Analysts from JPMorgan, along with global market strategist Nikolaos Panigirtzoglou, have reportedly stated that involvement of institutional investors in Bitcoin (BTC) “appears to be fading.”
In a jointly released research note, analysts have concluded that “key flow metrics have downshifted dramatically,” including a decline in the Bitcoin futures market.
The experts reportedly noted the decreasing index of open interest (OI) — the amount of open contracts on Bitcoin futures — on the Chicago Board Options Exchange (CBOE) global markets. They purportedly claim that in the past month the index reached its “lowest levels” since the launch of Bitcoin futures trading on Dec. 10, 2017.
Citing data from the United States Commodity Futures Trading Commission (CFTC), the report says that the “more widely used” contracts by the Chicago Mercantile Exchange (CME) are “near the bottom of 2018’s range.” With that, the CME reported in mid-October that BTC futures had continued to grow in the third quarter this year.
Moreover, JPMorgan reportedly stated that the average transaction size in the crypto market has dropped to lower than $160, opposed to about $5,000 one year ago. Additionally, analysts mentioned that altcoins are continuing to “suffer disproportionately during this correction phase.”
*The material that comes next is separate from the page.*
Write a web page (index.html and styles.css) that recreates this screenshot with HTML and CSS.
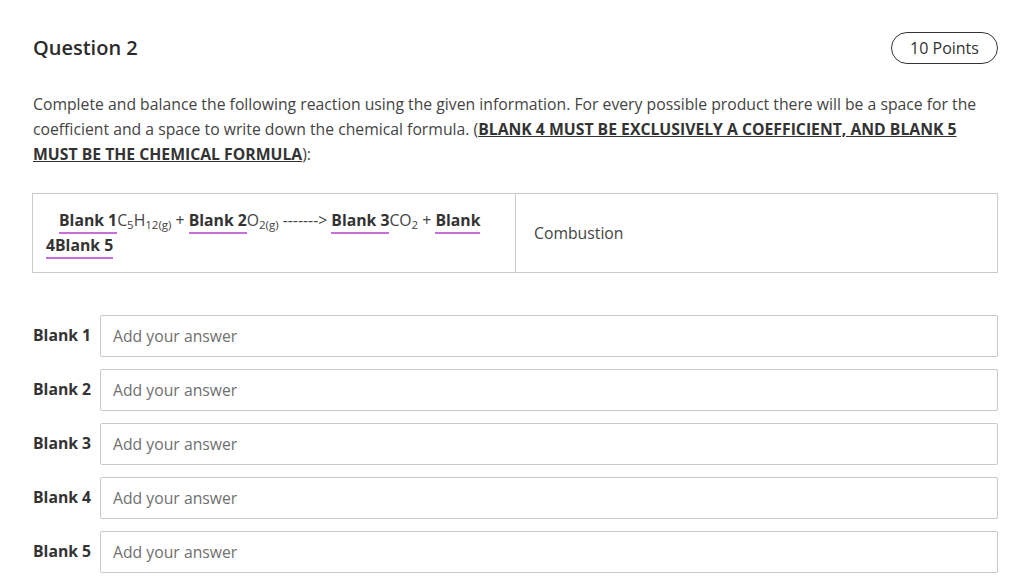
FILE: index.html
```html
<!DOCTYPE html>
<html>
<head>
<meta charset="utf-8">
<link rel="stylesheet" href="styles.css">
</head>
<body>
<div class="page">
  <div class="header">
    <h2 class="title">Question 2</h2>
    <span class="points">10 Points</span>
  </div>
  <p class="prompt">Complete and balance the following reaction using the given information. For every possible product there will be a space for the coefficient and a space to write down the chemical formula. (<b class="ul">BLANK 4 MUST BE EXCLUSIVELY A COEFFICIENT, AND BLANK 5 MUST BE THE CHEMICAL FORMULA</b>):</p>
  <table class="rx">
    <tr>
      <td class="eq"><span class="blank">Blank 1</span>C<sub>5</sub>H<sub>12(g)</sub> + <span class="blank">Blank 2</span>O<sub>2(g)</sub> -------&gt; <span class="blank">Blank 3</span>CO<sub>2</sub> + <span class="blank">Blank 4</span><span class="blank">Blank 5</span></td>
      <td class="type">Combustion</td>
    </tr>
  </table>
  <div class="answers">
    <div class="row"><label class="lbl">Blank 1</label><input class="inp" type="text" placeholder="Add your answer"></div>
    <div class="row"><label class="lbl">Blank 2</label><input class="inp" type="text" placeholder="Add your answer"></div>
    <div class="row"><label class="lbl">Blank 3</label><input class="inp" type="text" placeholder="Add your answer"></div>
    <div class="row"><label class="lbl">Blank 4</label><input class="inp" type="text" placeholder="Add your answer"></div>
    <div class="row"><label class="lbl">Blank 5</label><input class="inp" type="text" placeholder="Add your answer"></div>
  </div>
</div>
</body>
</html>
```

FILE: styles.css
```css
html, body {
  margin: 0;
  padding: 0;
  background: #ffffff;
}
body {
  font-family: "Open Sans", "Noto Sans", sans-serif;
  color: #333333;
  font-size: 15.75px;
}
.page {
  padding: 32px 18px 0 32px;
}
.header {
  display: flex;
  justify-content: space-between;
  align-items: center;
  height: 32px;
}
.title {
  margin: 0;
  font-size: 20px;
  font-weight: 600;
  color: #2b2b2b;
  line-height: 32px;
  padding-left: 1px;
}
.points {
  box-sizing: border-box;
  height: 32px;
  width: 107px;
  border: 1px solid #333333;
  border-radius: 16px;
  font-size: 16px;
  display: flex;
  align-items: center;
  justify-content: center;
  color: #333333;
}
.prompt {
  margin: 28px 0 0 0;
  line-height: 25px;
  padding-left: 1px;
  padding-right: 16px;
  color: #444444;
}
.ul {
  text-decoration: underline;
  font-weight: 700;
  color: #333333;
}
.rx {
  margin-top: 26px;
  width: 100%;
  border-collapse: collapse;
}
.rx td {
  border: 1px solid #cccccc;
  vertical-align: middle;
  line-height: 25px;
}
.eq {
  width: 483px;
  box-sizing: border-box;
  padding: 14px 12px 14px 13px;
  text-indent: 13px;
  color: #444444;
}
.eq sub {
  font-size: 11.5px;
  line-height: 0;
  vertical-align: -3px;
}
.blank {
  font-weight: 700;
  color: #333333;
  border-bottom: 2px solid #c66fd8;
  padding-bottom: 1px;
}
.type {
  padding: 0 18px;
  color: #444444;
}
.answers {
  margin-top: 42px;
  display: flex;
  flex-direction: column;
  gap: 12px;
}
.row {
  display: grid;
  grid-template-columns: 68px 1fr;
  align-items: center;
}
.lbl {
  font-weight: 700;
  color: #333333;
  padding-left: 1px;
  position: relative;
  top: -1px;
}
.inp {
  box-sizing: border-box;
  height: 42px;
  width: 100%;
  margin: 0;
  border: 1px solid #c8c8c8;
  border-radius: 2px;
  padding: 0 12px;
  font-family: "Open Sans", "Noto Sans", sans-serif;
  font-size: 15.75px;
  color: #333333;
  outline: none;
}
.inp::placeholder {
  color: #707070;
  opacity: 1;
}
```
The research note also touched on the issue of the crash of crypto miningprofitability that is associated with the overall decline of crypto markets. Citing the dropping Bitcoin hashrate — the measure of mining’s computational difficulty — JPMorgan states that mining is no longer economical for many miners, who are subsequently forced to sell off their equipment.
JPMorgan’s reported stance on the downward trend in crypto markets echoes that of CoinShares CSO Meltem Demirors, who claimed that the recent crash is caused by institutions “taking money off the table.”